Our inaugural graduating class of 20 international television talents is coming of age in a time of seismic change: A global recession is undermining the foundations of ad-supported TV, and digital platforms, particularly the Internet, threaten to turn the business into a global free-for-all where giants can
emerge overnight -- and vanish tomorrow.
So why are they all smiling?
Let the old fogies atop the world's largest broadcasters and production conglomerates grumble about migrating audiences, declining ad revenue and online piracy. The 20 men and women on The Hollywood Reporter's inaugural Next Generation International Television list are embracing change. They've grown up with it.
"It's one of the skills we've had to develop, to accept change as the natural course of events, that change is valuable, change is fun," says Anton Kurbatov, vp at Russia's Sistema Mass Media and, at 24, the youngest executive in the Next Gen class of 2009. "What drives me is that something is changing every day. You have to keep pushing yourself out of the comfort zone."

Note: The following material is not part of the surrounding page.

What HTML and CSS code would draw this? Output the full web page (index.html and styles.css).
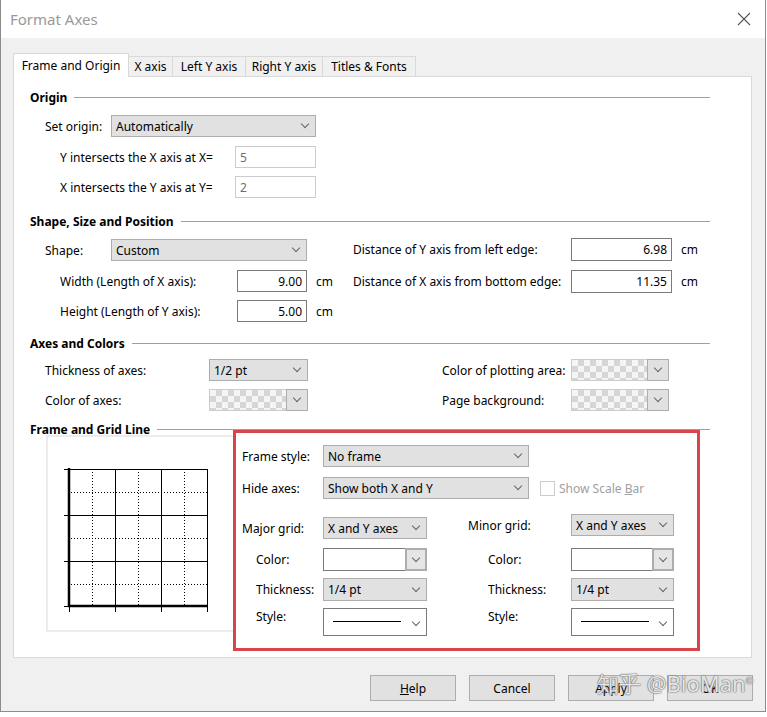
FILE: index.html
```html
<!DOCTYPE html>
<html>
<head>
	<title>Format Axes</title>
	<link rel="stylesheet" href="styles.css">
</head>
<body>
	<div class="dialog">
		<!-- window title -->
		<div class="titlebar">
			<span class="title">Format Axes</span>
			<svg class="close" width="14" height="14" viewBox="0 0 14 14">
				<path d="M1 1 L13 13 M13 1 L1 13" stroke="#555" stroke-width="1.1" fill="none"/>
			</svg>
		</div>
		<div class="body">
			<!-- tab strip -->
			<div class="tabs">
				<div class="tab active t1">Frame and Origin</div>
				<div class="tab t2">X axis</div>
				<div class="tab t3">Left Y axis</div>
				<div class="tab t4">Right Y axis</div>
				<div class="tab t5">Titles &amp; Fonts</div>
			</div>
			<div class="panel">
				<!-- Origin -->
				<div class="heading">Origin</div>
				<div class="row m10 in15">
					<span class="lbl w66">Set origin:</span>
					<div class="select w205"><span>Automatically</span><i class="chev"></i></div>
				</div>
				<div class="row m9 in30">
					<span class="lbl w175">Y intersects the X axis at X=</span>
					<div class="input disabled w81">5</div>
				</div>
				<div class="row m8 in30">
					<span class="lbl w175">X intersects the Y axis at Y=</span>
					<div class="input disabled w81">2</div>
				</div>

				<!-- Shape, Size and Position -->
				<div class="heading m15">Shape, Size and Position</div>
				<div class="cols">
					<div class="col w323">
						<div class="row m10 in15">
							<span class="lbl w66">Shape:</span>
							<div class="select w196"><span>Custom</span><i class="chev"></i></div>
						</div>
						<div class="row m9 in30">
							<span class="lbl w177">Width (Length of X axis):</span>
							<div class="input num w70">9.00</div>
							<span class="unit">cm</span>
						</div>
						<div class="row m8 in30">
							<span class="lbl w177">Height (Length of Y axis):</span>
							<div class="input num w70">5.00</div>
							<span class="unit">cm</span>
						</div>
					</div>
					<div class="col">
						<div class="row m9 tall">
							<span class="lbl w218">Distance of Y axis from left edge:</span>
							<div class="input num w101">6.98</div>
							<span class="unit">cm</span>
						</div>
						<div class="row m9 tall">
							<span class="lbl w218">Distance of X axis from bottom edge:</span>
							<div class="input num w101">11.35</div>
							<span class="unit">cm</span>
						</div>
					</div>
				</div>

				<!-- Axes and Colors -->
				<div class="heading m13">Axes and Colors</div>
				<div class="cols">
					<div class="col w412">
						<div class="row m8 in15">
							<span class="lbl w164">Thickness of axes:</span>
							<div class="select w99"><span>1/2 pt</span><i class="chev"></i></div>
						</div>
						<div class="row m8 in15">
							<span class="lbl w164">Color of axes:</span>
							<div class="picker w99"><span class="swatch checker"></span><span class="drop"><i class="chev"></i></span></div>
						</div>
					</div>
					<div class="col">
						<div class="row m8">
							<span class="lbl w129">Color of plotting area:</span>
							<div class="picker w98"><span class="swatch checker"></span><span class="drop"><i class="chev"></i></span></div>
						</div>
						<div class="row m8">
							<span class="lbl w129">Page background:</span>
							<div class="picker w98"><span class="swatch checker"></span><span class="drop"><i class="chev"></i></span></div>
						</div>
					</div>
				</div>

				<!-- Frame and Grid Line -->
				<div class="heading m10">Frame and Grid Line</div>
				<div class="frame">
					<div class="preview">
						<svg width="150" height="150" viewBox="0 0 150 150">
							<!-- minor grid -->
							<g stroke="#000" stroke-width="1" stroke-dasharray="1 2">
								<path d="M28.5 4 V141 M74.5 4 V141 M120.5 4 V141"/>
								<path d="M4 27.5 H143 M4 73.5 H143 M4 119.5 H143"/>
							</g>
							<!-- major grid -->
							<g stroke="#000" stroke-width="1">
								<path d="M51.5 4 V141 M97.5 4 V141 M143.5 4 V141"/>
								<path d="M4 4.5 H143 M4 50.5 H143 M4 96.5 H143"/>
							</g>
							<!-- axes and ticks -->
							<g stroke="#000" stroke-width="2.5">
								<path d="M5 3 V142 M4 141 H144"/>
							</g>
							<g stroke="#000" stroke-width="1">
								<path d="M0 4.5 H5 M0 50.5 H5 M0 96.5 H5 M0 141.5 H5"/>
								<path d="M5.5 141 V147 M51.5 141 V147 M97.5 141 V147 M143.5 141 V147"/>
							</g>
						</svg>
					</div>
					<div class="controls">
						<div class="row">
							<span class="lbl w81">Frame style:</span>
							<div class="select w206"><span>No frame</span><i class="chev"></i></div>
						</div>
						<div class="row m10">
							<span class="lbl w81">Hide axes:</span>
							<div class="select w206"><span>Show both X and Y</span><i class="chev"></i></div>
							<span class="check"></span>
							<span class="check-lbl">Show Scale <u>B</u>ar</span>
						</div>
						<div class="grids">
							<div class="grid-col">
								<div class="row">
									<span class="lbl w81">Major grid:</span>
									<div class="select w104"><span>X and Y axes</span><i class="chev"></i></div>
								</div>
								<div class="row tall m9 in14">
									<span class="lbl w67">Color:</span>
									<div class="picker white w104"><span class="swatch"></span><span class="drop"><i class="chev"></i></span></div>
								</div>
								<div class="row tall m7 in14">
									<span class="lbl w67">Thickness:</span>
									<div class="select w104"><span>1/4 pt</span><i class="chev"></i></div>
								</div>
								<div class="row m7 in14 top">
									<span class="lbl w67">Style:</span>
									<div class="style w104"><span class="stroke"></span><i class="chev"></i></div>
								</div>
							</div>
							<div class="grid-col right">
								<div class="row up">
									<span class="lbl w103">Minor grid:</span>
									<div class="select w103"><span>X and Y axes</span><i class="chev"></i></div>
								</div>
								<div class="row tall m12 in20">
									<span class="lbl w83">Color:</span>
									<div class="picker white w103"><span class="swatch"></span><span class="drop"><i class="chev"></i></span></div>
								</div>
								<div class="row tall m7 in20">
									<span class="lbl w83">Thickness:</span>
									<div class="select w103"><span>1/4 pt</span><i class="chev"></i></div>
								</div>
								<div class="row m7 in20 top">
									<span class="lbl w83">Style:</span>
									<div class="style w103"><span class="stroke"></span><i class="chev"></i></div>
								</div>
							</div>
						</div>
					</div>
				</div>
				<!-- highlight drawn around the grid options -->
				<div class="highlight"></div>
			</div>

			<!-- dialog buttons -->
			<div class="buttons">
				<div class="btn"><u>H</u>elp</div>
				<div class="btn">Cancel</div>
				<div class="btn">Apply</div>
				<div class="btn">OK</div>
			</div>
		</div>
		<div class="watermark">知乎 @BioMan<sup>©</sup></div>
	</div>
</body>
</html>
```

FILE: styles.css
```css
body{
	margin: 0;
	background: #fff;
	font-family: "Noto Sans", "Open Sans", sans-serif;
	font-size: 12px;
	color: #000;
}
.dialog{
	width: 766px;
	height: 712px;
	box-sizing: border-box;
	border-left: 1px solid #8c8c8c;
	border-right: 1px solid #8c8c8c;
	border-bottom: 1px solid #8c8c8c;
	background: #f0f0f0;
	position: relative;
}
.titlebar{
	height: 38px;
	background: #fff;
	display: flex;
	align-items: center;
	justify-content: space-between;
	padding: 0 14px 0 9px;
}
.title{
	font-size: 15px;
	color: #999;
}
.body{
	padding: 15px 0 0 12px;
}

/* tabs */
.tabs{
	display: flex;
	align-items: flex-end;
	height: 24px;
	margin-bottom: -1px;
}
.tab{
	box-sizing: border-box;
	height: 21px;
	border: 1px solid #d9d9d9;
	border-bottom: none;
	background: #f0f0f0;
	display: flex;
	align-items: center;
	justify-content: center;
	margin-left: -1px;
	padding-bottom: 1px;
}
.tab.active{
	height: 24px;
	background: #fff;
	margin-left: 0;
	position: relative;
	z-index: 1;
	padding-bottom: 0;
}
.t1{ width: 116px; }
.t2{ width: 45px; }
.t3{ width: 74px; }
.t4{ width: 78px; }
.t5{ width: 94px; }

.panel{
	width: 739px;
	height: 582px;
	box-sizing: border-box;
	border: 1px solid #d9d9d9;
	background: #fff;
	padding: 12px 41px 0 16px;
	position: relative;
}
.heading{
	display: flex;
	align-items: center;
	height: 16px;
	font-weight: bold;
}
.heading::after{
	content: "";
	flex: 1;
	border-top: 1px solid #a0a0a0;
	margin-left: 7px;
}

/* rows */
.row{
	display: flex;
	align-items: center;
	height: 22px;
}
.row.tall{ height: 23px; }
.row.top{
	align-items: flex-start;
	height: 28px;
}
.row.top .lbl{
	line-height: 16px;
	padding-top: 1px;
}
.m7{ margin-top: 7px; }
.m8{ margin-top: 8px; }
.m9{ margin-top: 9px; }
.m10{ margin-top: 10px; }
.m12{ margin-top: 12px; }
.m13{ margin-top: 13px; }
.m15{ margin-top: 15px; }
.in14{ padding-left: 14px; }
.in15{ padding-left: 15px; }
.in20{ padding-left: 20px; }
.in30{ padding-left: 30px; }
.cols{
	display: flex;
}
.lbl{
	flex-shrink: 0;
	white-space: nowrap;
}
.w66{ width: 66px; }
.w67{ width: 67px; }
.w70{ width: 70px; }
.w81{ width: 81px; }
.w83{ width: 83px; }
.w98{ width: 98px; }
.w99{ width: 99px; }
.w101{ width: 101px; }
.w103{ width: 103px; }
.w104{ width: 104px; }
.w129{ width: 129px; }
.w164{ width: 164px; }
.w175{ width: 175px; }
.w177{ width: 177px; }
.w196{ width: 196px; }
.w205{ width: 205px; }
.w206{ width: 206px; }
.w218{ width: 218px; }
.w323{ width: 323px; }
.w412{ width: 412px; }

/* controls */
.select{
	box-sizing: border-box;
	height: 100%;
	background: #e1e1e1;
	border: 1px solid #adadad;
	display: flex;
	align-items: center;
	justify-content: space-between;
	padding: 0 7px 0 4px;
	flex-shrink: 0;
}
.chev{
	display: block;
	width: 5px;
	height: 5px;
	border-right: 1px solid #666;
	border-bottom: 1px solid #666;
	transform: translateY(-2px) rotate(45deg);
}
.input{
	box-sizing: border-box;
	height: 100%;
	border: 1px solid #7a7a7a;
	background: #fff;
	display: flex;
	align-items: center;
	padding: 0 4px;
	flex-shrink: 0;
}
.input.disabled{
	border-color: #cccccc;
	color: #6d6d6d;
}
.input.num{
	justify-content: flex-end;
}
.unit{
	margin-left: 9px;
}
.picker{
	box-sizing: border-box;
	height: 100%;
	display: flex;
	flex-shrink: 0;
}
.swatch{
	flex: 1;
	border: 1px solid #cccccc;
	border-right: none;
}
.checker{
	background: repeating-conic-gradient(#d6d6d6 0 25%, #f5f5f5 0 50%) 0 0 / 12px 12px;
}
.picker.white .swatch{
	border-color: #7a7a7a;
	background: #fff;
}
.drop{
	box-sizing: border-box;
	width: 22px;
	background: #e1e1e1;
	border: 1px solid #adadad;
	display: flex;
	align-items: center;
	justify-content: center;
}
.picker.white .drop{
	border: 2px solid #adadad;
	background: #e5e5e5;
}

/* frame and grid line */
.frame{
	display: flex;
	margin-top: -2px;
	padding-left: 16px;
}
.preview{
	box-sizing: border-box;
	width: 190px;
	height: 197px;
	border: 2px solid #ececec;
	padding: 28px 0 0 16px;
	flex-shrink: 0;
}
.preview svg{
	display: block;
}
.controls{
	margin-left: 6px;
	padding-top: 10px;
}
.check{
	box-sizing: border-box;
	width: 15px;
	height: 15px;
	border: 1px solid #cccccc;
	margin-left: 11px;
	background: #fff;
}
.check-lbl{
	color: #a0a0a0;
	margin-left: 4px;
}
.grids{
	display: flex;
	margin-top: 18px;
}
.grid-col.right{
	margin-left: 41px;
}
.row.up{
	margin-top: -3px;
}
.style{
	box-sizing: border-box;
	height: 28px;
	border: 1px solid #7a7a7a;
	background: #fff;
	display: flex;
	align-items: center;
	justify-content: space-between;
	padding: 0 7px 0 9px;
}
.stroke{
	width: 68px;
	border-top: 1px solid #000;
	margin-top: -1px;
}
.style .chev{
	margin-top: 4px;
}
.highlight{
	position: absolute;
	left: 219px;
	top: 353px;
	width: 467px;
	height: 221px;
	box-sizing: border-box;
	border: 3px solid #d9444b;
	pointer-events: none;
}

/* buttons */
.buttons{
	display: flex;
	justify-content: flex-end;
	gap: 13px;
	margin-top: 17px;
	padding-right: 12px;
}
.btn{
	box-sizing: border-box;
	width: 86px;
	height: 26px;
	background: #e1e1e1;
	border: 1px solid #adadad;
	display: flex;
	align-items: center;
	justify-content: center;
}
.watermark{
	position: absolute;
	left: 596px;
	top: 668px;
	font-size: 22px;
	color: rgba(255, 255, 255, 0.85);
	text-shadow: 0 0 1px #666, 0 0 1px #666, 0 0 2px #999;
	white-space: nowrap;
	pointer-events: none;
}
.watermark sup{
	font-size: 9px;
}
```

For most of our group, that push started back at university. A degree from Harvard or the London School of Economics is as common among these cosmopolites as accent-free English and a buzzing BlackBerry. Our Next Gen execs know they are competing in a truly global marketplace and are acting accordingly.
"My generation sees the bigger picture," says Juliet Asante, founder and CEO of Ghana-based Eagle Production. "We're always looking (at) how we can collaborate and watching boundaries (fall) down."
Those falling boundaries are ones of nationality, language and even gender. Although our inaugural Next Generation of international television talent is heavy on the Y chromosomes -- 13 men to just seven women -- even that represents real progress from just a few years back. The old boy's network of international TV is changing for good.
"The new-media world is still crystalizing, it's still not clear who the big players will be, what the business models will be, who you will be doing business with," says Alexander von Moers, new media sales manager at Germany-based Beta Film.
And they are ready to travel the world to find it. This is the frequent flier generation. They battle jet lag and endure lifeless airport terminals in search of the next trend, the best deal.
To keep up on new pilot deals in Burbank, broadband rollout in Beijing or mobile platform development Barcelona, our execs stay jacked into the mainframe. The Internet is as essential a tool as the telephone. Professional corporate networking site LinkedIn the new corporate Rolodex. Our group still reads plenty of "old media" too -- the trades, local and international, the Economist, the Financial Times and Wall Street Journal. But unlike previous generations, they also scan blogs and cruise chat rooms, always on the lookout for new information, signs of the next big thing.
Interestingly, these digital natives are easily able to distinguish between a useful new tech tool and a hyped-up time waster.
Next Gen International TV List
THR's inaugural graduating class of 20 international television talents is coming of age in a time of seismic change: A global recession is undermining the foundations of ad-supported TV, and digital platforms, particularly the Internet, threaten to turn the business into a global free-for-all where giants can emerge overnight -- and vanish tomorrow.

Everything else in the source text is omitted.